Interestingly, there seems to be a Skycity connection to the current Mayor
of Auckland, Len Brown, who is also embroiled in a controversy over his fitness
to manage New Zealand’s most populous city. Most of the debate seems to be
centring on a two-year extra-marital affair the mayor engaged in with an
fascinating lady by the name of Bevan Chuang. Admittedly
the details have some titillation value in a country short on big local news – but
they do seem to be attracting attention away from the question of Mr Brown’s perks,
which apparently included the free or cheap use of VIP suites in some of the
city’s top hotels, among them Skycity.
Legislation has been recently passed by New
Zealand’s right wing National government allowing the Skycity casino to expand its gambling activities under the guise of
a law innocuously labelled the International
Convention Centre Act. Passage of the legislation was accompanied
by considerable public debate over the desirability of large-scale
state-sanctioned gambling amid accusations of money-laundering and negative
social impact, including documented cases of extreme child neglect.
As I noted above, New Zealand is a small nation far from the
fast lanes of world affairs, and these activities would be scarcely worth a
mention if it weren’t for another news item I came across the other day.
Apparently the OECD people have released a report
‘assessing how its 30 member nations have been working to help
curb to nearly
$1 trillion of illicit cash that’s
being smuggled out of developing countries each year.’ The
article expressed some surprise that, according to the report, New Zealand
rated highest of the thirty OECD countries for non-compliance with forty-nine
different recommendations for fighting illegal flows of money. This, the writer
pointed out, is somewhat in conflict with the country’s 1st equal
ranking (with Denmark) on Transparency
International’s Corruption
Perceptions Index.

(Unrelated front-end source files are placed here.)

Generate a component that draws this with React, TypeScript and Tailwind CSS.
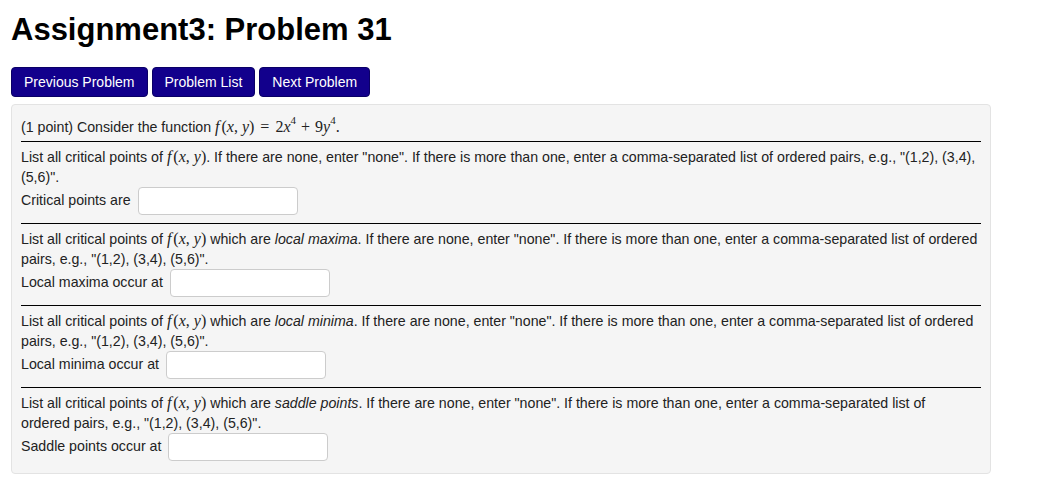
import React from "react";

const F = () => (
  <span className="font-['Liberation_Serif',serif] text-[16px]">
    <i className="mr-[2px]">f</i>(<i>x</i>, <i>y</i>)
  </span>
);

const Input = () => (
  <span className="inline-block w-[160px] h-[28px] bg-white border border-[#cccccc] rounded-[4px] align-middle" />
);

const Section = ({
  children,
  label,
  last,
}: {
  children: React.ReactNode;
  label: string;
  last?: boolean;
}) => (
  <div>
    <div className="h-px bg-black" />
    <div className="pt-[5px]">
      <p className="leading-[20px] pr-[3px]">{children}</p>
      <div className="flex items-center gap-[7px] h-[28px]">
        <span>{label}</span>
        <Input />
      </div>
    </div>
    <div className={last ? "h-[12px]" : "h-[8px]"} />
  </div>
);

export default function App() {
  const tail = (
    <>
      . If there are none, enter "none". If there is more than one, enter a comma-separated list of ordered pairs, e.g., "(1,2), (3,4), (5,6)".
    </>
  );
  return (
    <div className="font-['Liberation_Sans',Arial,sans-serif] text-[14.2px] text-[#222] bg-white min-h-[498px] px-[11px]">
      <h1 className="text-[31px] font-bold text-black leading-[34px] pt-[13px] m-0">
        Assignment3: Problem 31
      </h1>
      <div className="flex gap-[4px] mt-[20px]">
        {["Previous Problem", "Problem List", "Next Problem"].map((t) => (
          <span
            key={t}
            className="inline-flex items-center h-[30px] px-[12px] bg-[#12008c] border border-[#0a0066] rounded-[4px] text-white text-[14px]"
          >
            {t}
          </span>
        ))}
      </div>
      <div className="mt-[7px] w-[980px] bg-[#f5f5f5] border border-[#e3e3e3] rounded-[4px] px-[9px] pt-[11px]">
        <div className="h-[25px] leading-[22px]">
          (1 point) Consider the function{" "}
          <span className="font-['Liberation_Serif',serif] text-[16px]">
            <i className="mr-[2px]">f</i>(<i>x</i>, <i>y</i>) <span className="mx-[2px]">=</span> 2<i>x</i>
            <sup className="text-[11px] top-[-0.7em]">4</sup> <span className="mx-[1px]">+</span> 9<i>y</i>
            <sup className="text-[11px] top-[-0.7em]">4</sup>.
          </span>
        </div>
        <Section label="Critical points are">
          List all critical points of <F />
          {tail}
        </Section>
        <Section label="Local maxima occur at">
          List all critical points of <F /> which are <i>local maxima</i>
          {tail}
        </Section>
        <Section label="Local minima occur at">
          List all critical points of <F /> which are <i>local minima</i>
          {tail}
        </Section>
        <Section label="Saddle points occur at" last>
          List all critical points of <F /> which are <i>saddle points</i>
          {tail}
        </Section>
      </div>
    </div>
  );
}
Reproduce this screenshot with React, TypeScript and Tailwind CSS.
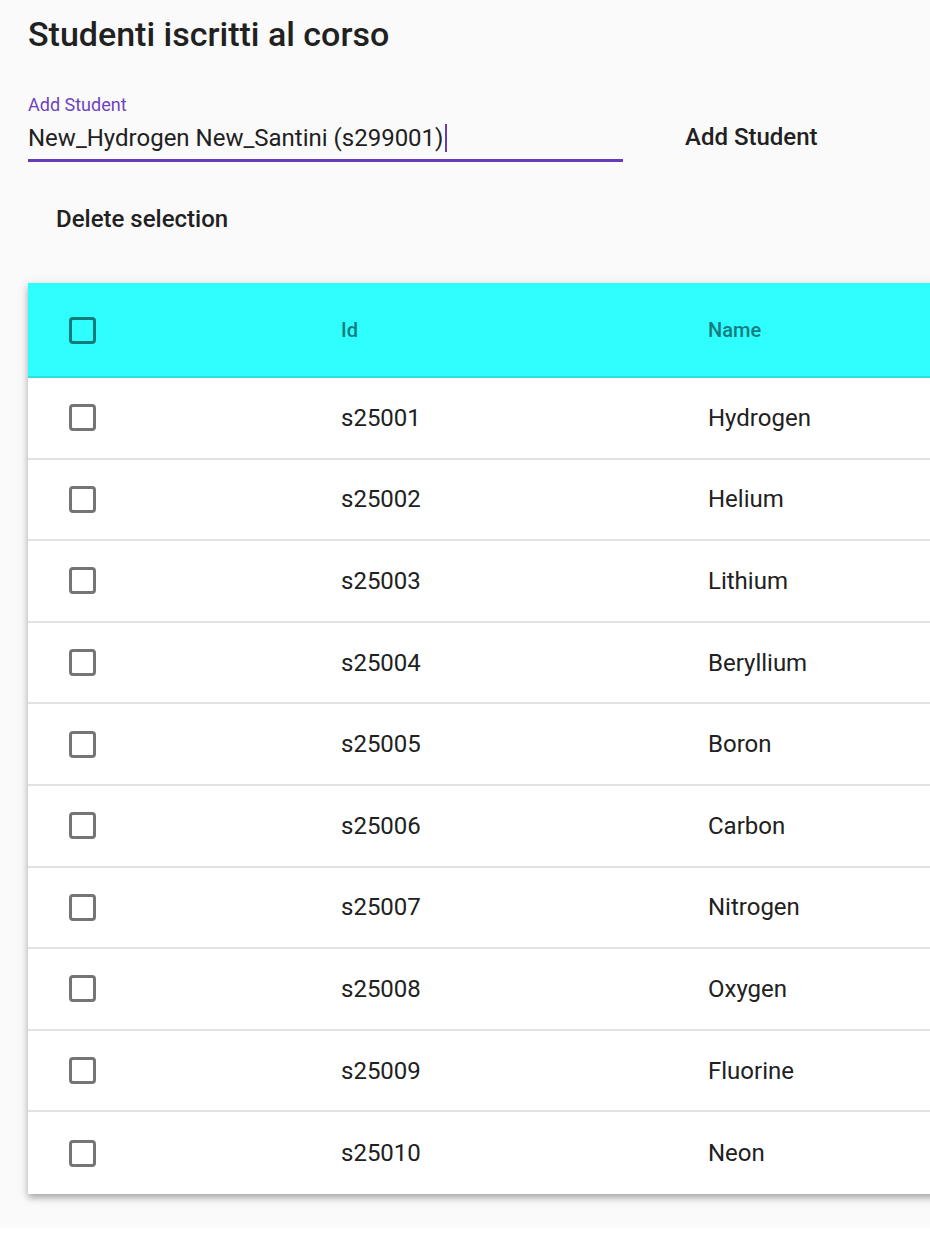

Turkey, incidentally, ranked 53rd.
Well,
it’s a dodgy world we live in, that’s for sure. The Turkish phrase Yalan Dünya suggests that you can’t rely
on much in life apart from the certainty of death. Even taxes seem to strike
with a measure of inequity. The bright spot in this web of lies, deceit and
self-seeking corruption is that these people do sometimes get caught. One
measure of a healthy democracy must surely be the existence of systems and
processes for calling wrong-doers to account, regardless of who their father is,
or how much money they donated to the President’s re-election campaign fund. It
is not many years ago in Turkey that these kinds of people were conducting
their dirty activities with impunity. Ordinary citizens tended to shrug and
say, ‘This is Turkey’. I have hopes
that the new Turkey is moving towards a higher placing on that TI index.